The AE Team
According to legend, the first marathon was run by an ancient Greek soldier named Pheidippides. The year was 490 BC and the Persian army had moved into Greece coming to conquer. Fearing for their lives and their homeland, the city of Athens sent an army to meet the Persians outside the city of Marathon. Despite being heavily outnumbered, the Athenians were victorious. Following the battle Pheidippides ran the distance from the city of Marathon all the way back to the city of Athens, a distance of approximately 25 miles to deliver the good news of their victory over the Persians. Once he arrived in Athens, exhausted Pheidippides delivered his message saying, "Joy to you, we've won!", and then he collapsed on the ground and died on the spot.
Pheidippides serves as an excellent cautionary tale of what can happen when literally or metaphorically, we push ourselves too far past our limits and attempt to run farther than we have strength. We all have physical and emotional limits and the process of growth necessarily involves pushing the envelope in some way. Strengthening our muscles, increasing our knowledge, expanding the boundaries of our capabilities. However, if you push too far or too long, then the consequences can be dire. While it may not cost us our life like Pheidippides, pushing ourselves past our physical or emotional limits can come with a heavy price.
As a parent and capable adult, you undoubtedly have a myriad of assets and resources at your disposal that help you do your job and accomplish your goals. Your family needs you, so whatever else happens, you cannot allow yourself to be damaged or compromised through abuse or careless neglect. Take care of yourself, care for your physical, mental, and emotional health. It's okay to say no sometimes. It's okay to rest when you really need it. As a parent, if you really care about helping others and making a difference which I'll assume you do because you're here reading this article right now, then remember self-care, protecting the asset must always be your first and highest priority.
Imagine trying to run a marathon on four hours of sleep, having eaten only a single granola bar and a small sip of water with 26.2 miles to go. How far do you think you would make it before your energy ran out, causing you to hit the wall and collapse? Being a parent of someone on the spectrum can feel like running a marathon every day. Parenting is the hardest job you'll ever love, so if you're going to make it to that finish line day after day, then you have to start doing what the professionals do.
Before a marathon, experienced long distance runners get plenty of sleep, then they eat a big breakfast to ensure that they'll have tons of energy, they'll drink lots of water, and then after each run they give themselves ample time to rest and recover before starting again.
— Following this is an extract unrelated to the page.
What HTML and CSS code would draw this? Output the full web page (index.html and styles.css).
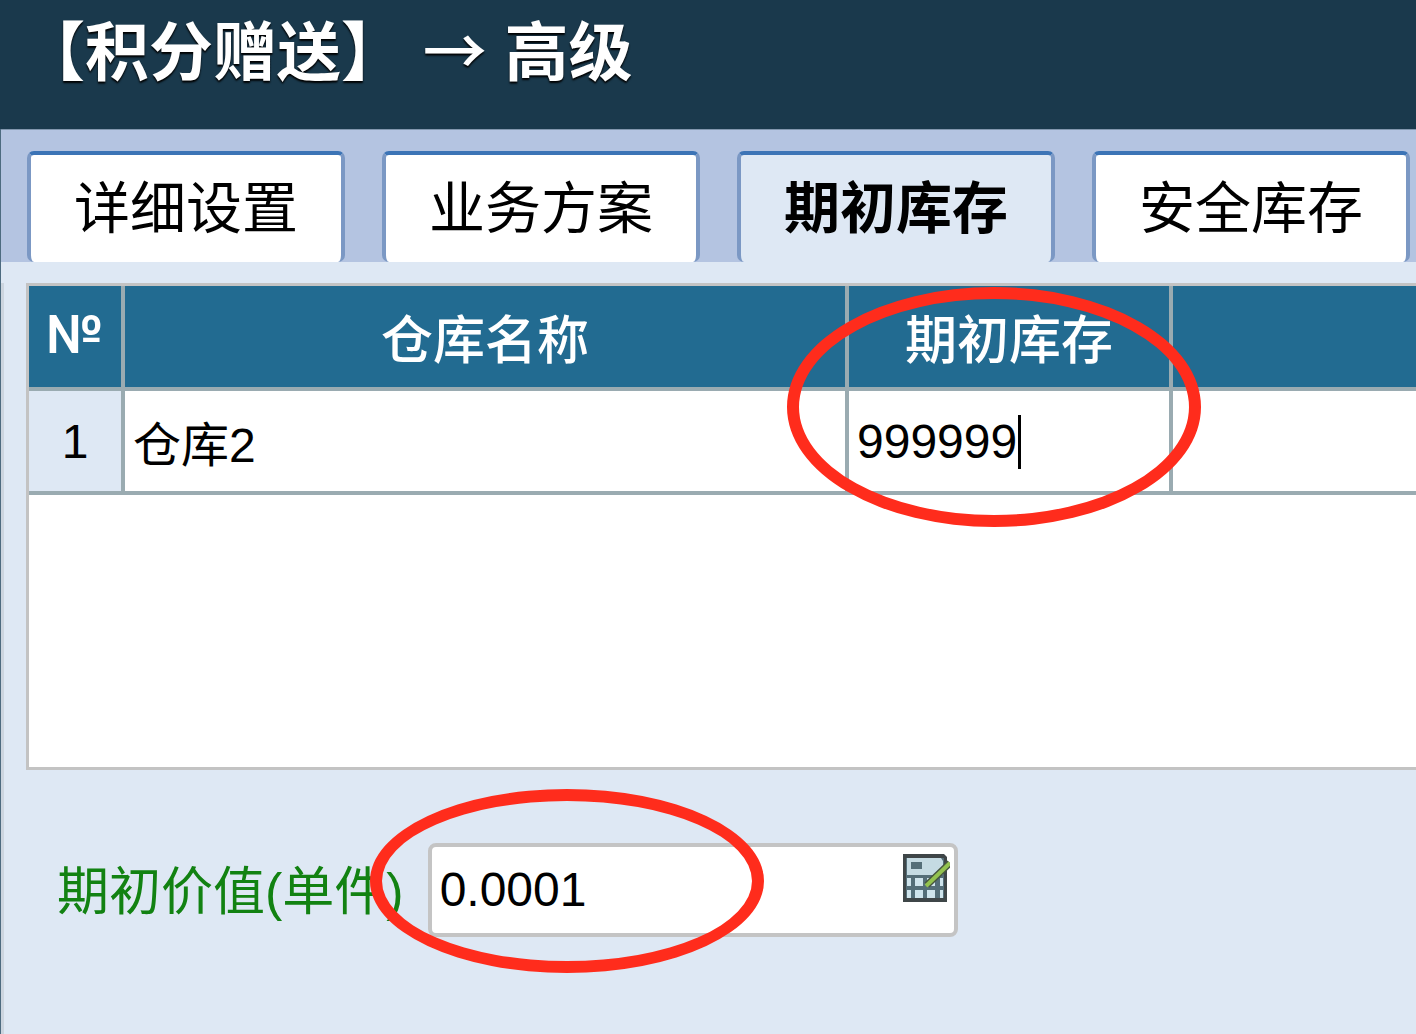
FILE: index.html
```
<!DOCTYPE html>
<html lang="zh-CN">
<head>
    <meta charset="UTF-8">
    <title>积分赠送 - 高级</title>
    <link rel="stylesheet" href="styles.css">
</head>
<body>
    <header class="title-bar">
        <h1>【积分赠送】 <span class="arrow">→</span> 高级</h1>
    </header>
    <main class="window">
        <nav class="tabs">
            <button type="button" class="tab">详细设置</button>
            <button type="button" class="tab">业务方案</button>
            <button type="button" class="tab active">期初库存</button>
            <button type="button" class="tab">安全库存</button>
        </nav>
        <section class="content">
            <div class="grid">
                <table>
                    <thead>
                        <tr>
                            <th class="col-no">№</th>
                            <th class="col-name">仓库名称</th>
                            <th class="col-stock" id="stockHead">期初库存</th>
                            <th class="col-rest"></th>
                        </tr>
                    </thead>
                    <tbody>
                        <tr>
                            <td class="row-no">1</td>
                            <td>仓库2</td>
                            <td class="stock-cell">
                                <input type="text" class="stock-input" aria-labelledby="stockHead" value="999999">
                                <span class="caret"></span>
                                <span class="mark mark-stock"></span>
                            </td>
                            <td></td>
                        </tr>
                    </tbody>
                </table>
            </div>
            <div class="form-row">
                <label for="price">期初价值(单件)</label>
                <div class="field">
                    <input type="text" id="price" name="price" value="0.0001">
                    <button type="button" class="calc" aria-label="计算器">
                        <svg viewBox="0 0 48 48" width="48" height="48">
                            <path d="M1 0h41l3 3v45H1z" fill="#3f4648"/>
                            <path d="M4 4h38v40H4z" fill="#546e78"/>
                            <path d="M5 4h34l2 3v14H5z" fill="#c5dbe3"/>
                            <path d="M9 8h11v7H9z" fill="#546e78"/>
                            <path d="M5 24h4v8H5zM13 24h8v8h-8zM25 24h8v8h-8zM38 24h3v8h-3zM5 36h4v8H5zM13 36h8v8h-8zM25 36h8v8h-8zM38 36h3v8h-3z" fill="#cfe4ec"/>
                            <path d="M25 31L48 9" stroke="#46543f" stroke-width="7"/>
                            <path d="M24 32L48 9" stroke="#93c24f" stroke-width="4"/>
                        </svg>
                    </button>
                    <span class="mark mark-price"></span>
                </div>
            </div>
        </section>
    </main>
</body>
</html>
```
FILE: styles.css
```
* { box-sizing: border-box; }
body { margin: 0; min-height: 100vh; display: flex; flex-direction: column; overflow: hidden; background: #dee8f4; color: #000; font-family: "Liberation Sans", "Noto Sans CJK SC", sans-serif; font-size: 48px; }
button, input { font: inherit; color: inherit; margin: 0; }

.title-bar { height: 129px; padding: 2px 21px; background: #1a394c; }
.title-bar h1 { margin: 0; font-size: 64px; line-height: 90px; color: #fff; white-space: nowrap; text-shadow: 0 2px 2px #000; }
.arrow { font-family: "Noto Sans CJK SC", sans-serif; font-weight: 500; }

.window { flex: 1; display: flex; flex-direction: column; border-left: 1px solid #4d6b80; }
.tabs { display: flex; gap: 37px; padding: 21px 0 0 26px; border-top: 1px solid #8297ae; background: #b4c4e1; }
.tab { flex: none; height: 111px; padding: 0 43px 10px; border: 4px solid #7b98c4; border-top-color: #3c74b6; border-bottom: 0; border-radius: 7px; background: #fff; font-size: 56px; white-space: nowrap; cursor: pointer; }
.tab.active { background: #dee8f4; font-weight: bold; }

.content { flex: 1; margin-top: 21px; padding-left: 22px; border-left: 3px solid #ccd5df; }
.grid { height: 487px; border: 3px solid #c3c3c3; border-right: 0; background: #fff; }
table { width: 100%; table-layout: fixed; border-collapse: separate; border-spacing: 0; }
th, td { padding: 0 8px; border-right: 4px solid #9aabb1; border-bottom: 4px solid #9aabb1; }
th:last-child, td:last-child { border-right: 0; }
th { height: 105px; background: #226b91; color: #fff; font-size: 52px; font-weight: 500; }
td { height: 104px; }
.col-no { width: 96px; padding: 0 0 4px; font-family: Inter, sans-serif; font-size: 52px; font-weight: bold; }
.col-name { width: 724px; }
.col-stock { width: 324px; }
.row-no { padding: 0; background: #dee8f4; text-align: center; }
.stock-cell { position: relative; }
.stock-input { display: block; width: 100%; height: 96px; padding: 0; border: 0; outline: none; background: none; }
.caret { position: absolute; left: 169px; top: 24px; width: 3px; height: 54px; background: #000; }

.form-row { display: flex; align-items: center; gap: 24px; margin-top: 73px; padding-left: 31px; }
label { padding-bottom: 6px; font-size: 52px; color: #128212; white-space: nowrap; }
.field { position: relative; display: flex; width: 530px; height: 94px; padding: 0 4px 2px 8px; border: 4px solid #c4c4c4; border-radius: 8px; background: #fff; }
.field input { flex: 1; min-width: 0; padding: 0; border: 0; outline: none; background: none; }
.calc { align-self: flex-start; display: flex; margin-top: 7px; padding: 0; border: 0; background: none; cursor: pointer; }

/* red rings over the values to fill in */
.mark { position: absolute; border: 12px solid #ff2c1c; border-radius: 50%; pointer-events: none; }
.mark-stock { left: -62px; top: -104px; width: 414px; height: 240px; }
.mark-price { left: -62px; top: -58px; width: 394px; height: 184px; }
```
You need to develop the same habits. Every night. get plenty of sleep, maybe even take a short nap during the day. Eat the right foods and most importantly, give yourself time every single day to decompress and recharge your emotional battery. Remember, when your emotional resources are low, then you tend to automatically fall into Defense Mode.
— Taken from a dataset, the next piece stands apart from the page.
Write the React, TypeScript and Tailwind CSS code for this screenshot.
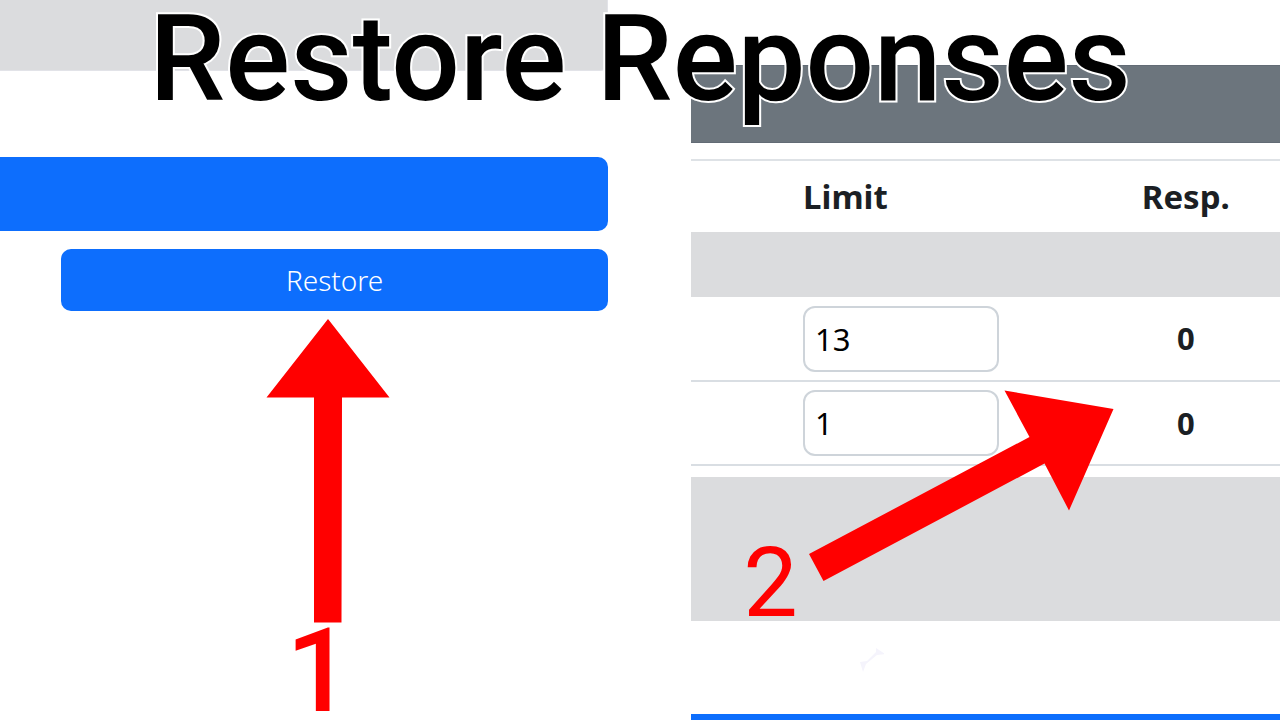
import React, { useState } from "react";

type RowType = {
      id: string;
      limit: string;
      responses: number;
};

const initialRows: RowType[] = [
      { id: "limit-first", limit: "13", responses: 0 },
      { id: "limit-second", limit: "1", responses: 0 },
];

const Title = () => {
      return (
            <h1 className="absolute inset-x-0 top-0 z-20 text-center whitespace-nowrap font-['Roboto',sans-serif] font-medium text-[121px] leading-[118px] text-black [-webkit-text-stroke:4px_white] [paint-order:stroke_fill] pointer-events-none">
                  Restore Reponses
            </h1>
      );
};

const RestorePanel = () => {
      return (
            <section className="flex-1 flex flex-col pr-[83px]">
                  <div className="h-[71px] bg-[#dbdcde] border-b border-r border-[#e2e3e8] rounded-br-lg" />
                  <div className="h-[74px] mt-[86px] bg-[#0d6efd] rounded-r-[10px]" />
                  <button
                        type="button"
                        className="h-[62px] mt-[18px] ml-[61px] bg-[#0d6efd] rounded-[10px] text-white text-[28px] font-light cursor-pointer"
                  >
                        Restore
                  </button>
                  <div className="flex flex-col items-start mt-2">
                        <svg
                              viewBox="0 0 124 304"
                              className="w-[124px] h-[304px] ml-[266px]"
                              fill="#ff0000"
                              aria-hidden="true"
                        >
                              <path d="M62 0 L123.500 78.500 H76 L75.500 303.500 H48 V78.500 H0.500 Z" />
                        </svg>
                        <p className="ml-[286px] font-['Roboto',sans-serif] font-medium text-[116px] leading-[97px] text-[#ff0000]">
                              1
                        </p>
                  </div>
            </section>
      );
};

const ResponsesPanel = () => {
      const [rows, setRows] = useState<RowType[]>(initialRows);

      const changeLimit = (id: string, limit: string) => {
            setRows(rows.map((row) => (row.id === id ? { ...row, limit } : row)));
      };

      return (
            <section className="relative w-[46%] flex flex-col">
                  <div className="h-[78px] mt-[65px] bg-[#6c757d] border-y border-[#626b75]" />
                  <table className="w-full mt-4 table-fixed border-collapse">
                        <thead>
                              <tr className="h-[72px] border-t-2 border-[#dee2e6] text-[33px] leading-10 text-[#1b1f24]">
                                    <td className="w-[19%]" />
                                    <th scope="col" className="w-[49%] text-left font-bold">
                                          Limit
                                    </th>
                                    <th scope="col" className="w-[32%] text-center font-bold">
                                          Resp.
                                    </th>
                              </tr>
                        </thead>
                        <tbody>
                              <tr className="h-[65px] bg-[#dbdcde]">
                                    <td colSpan={3} />
                              </tr>
                              {rows.map((row) => (
                                    <tr key={row.id} className="h-[84px] border-b-2 border-[#d9dee3]">
                                          <td />
                                          <td>
                                                <input
                                                      id={row.id}
                                                      type="text"
                                                      aria-label="Limit"
                                                      value={row.limit}
                                                      onChange={(e) => changeLimit(row.id, e.target.value)}
                                                      className="block w-[196px] h-[66px] px-[10px] bg-white border-2 border-[#ced4da] rounded-xl text-[31px] text-black outline-none"
                                                />
                                          </td>
                                          <td className="text-center text-[31px] font-bold text-[#1b1f24]">
                                                {row.responses}
                                          </td>
                                    </tr>
                              ))}
                        </tbody>
                  </table>
                  <div className="h-[144px] mt-[11px] pl-[52px] flex items-end bg-[#dbdcde]">
                        <p className="font-['Roboto',sans-serif] text-[97px] leading-[76px] text-[#ff0000]">2</p>
                  </div>
                  <div className="flex-1 mt-[93px] bg-[#0d6efd]" />

                  {/* Arrow pointing at the response counts */}
                  <svg
                        viewBox="0 0 306 192"
                        className="absolute left-[118px] top-[390px] w-[306px] h-[192px] pointer-events-none"
                        fill="#ff0000"
                        aria-hidden="true"
                  >
                        <path d="M195.500 0.500 L304.500 19 L260 120.500 L235.500 73.500 L14.500 191 L0 164 L220.500 47 Z" />
                  </svg>
                  <svg
                        viewBox="0 0 24 24"
                        className="absolute left-[169px] top-[648px] w-6 h-6 pointer-events-none"
                        fill="#f5f4fc"
                        aria-hidden="true"
                  >
                        <path d="M0 14 L7 13 L16 4 V0 L25 6 L17 7 L6 16 L3 24 Z" />
                  </svg>
            </section>
      );
};

export default function App() {
      return (
            <main className="relative min-h-screen flex overflow-hidden bg-white font-['Noto_Sans',sans-serif]">
                  <Title />
                  <RestorePanel />
                  <ResponsesPanel />
            </main>
      );
}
You may understand intellectually that when your child is stressed and having a meltdown, you should speak softly because past experience has proven that yelling rarely helps and usually just makes things worse. When your emotional capacity is high, that is exactly what you do. You navigate that situation with skill and finesse, remaining calm and saying all the right things. The problem comes when you're tired, stressed, and your emotional resources are spent. In those moments, before you know it you've gone into Defense Mode right along with your child and now despite your best intentions, you find yourself yelling all those angry and hurtful things you promised yourself you would never say.
On every airplane flight your flight attendant has cautioned you to always put on your own oxygen mask before assisting others. The reason why is that when your mind and body is deprived of oxygen, within just a couple of minutes your cognitive functioning becomes severely impaired. Your fine motor skills all but disappear. Verbal instructions become incomprehensible. Worst of all, you lose touch with reality. Completely forgetting the reason why you even needed to put on that oxygen mask in the first place. At that point, you'll just be sitting there suffocating in blissful ignorance.
If some other kind oxygen mask wearing good Samaritan doesn't intervene to help you put on your oxygen mask, then in all likelihood you would die. The effects of hypoxia set in fast and that's why it's so important to put on your own oxygen mask before assisting others. This is good advice, not just in airplane emergencies, but in every aspect of life. You're not much good to anyone else if you're not breathing. To put it bluntly, it's impossible for you to help your child get out of Defense Mode unless you've gotten yourself out of Defense Mode first. You can't pull a drowning man out of the water if you're still stuck in the water yourself, drowning right alongside them.
Self care doesn't need to be massively time consuming. Eating lunch for 20 minutes or grabbing a short five minute snack gives your body enough physical energy to go for hours before you have to eat again. In the same way, just 20 minutes of meditation here and a five minute walk there can go a long way towards giving you the emotional stamina you need to get through your day and remain levelheaded in the face of stress.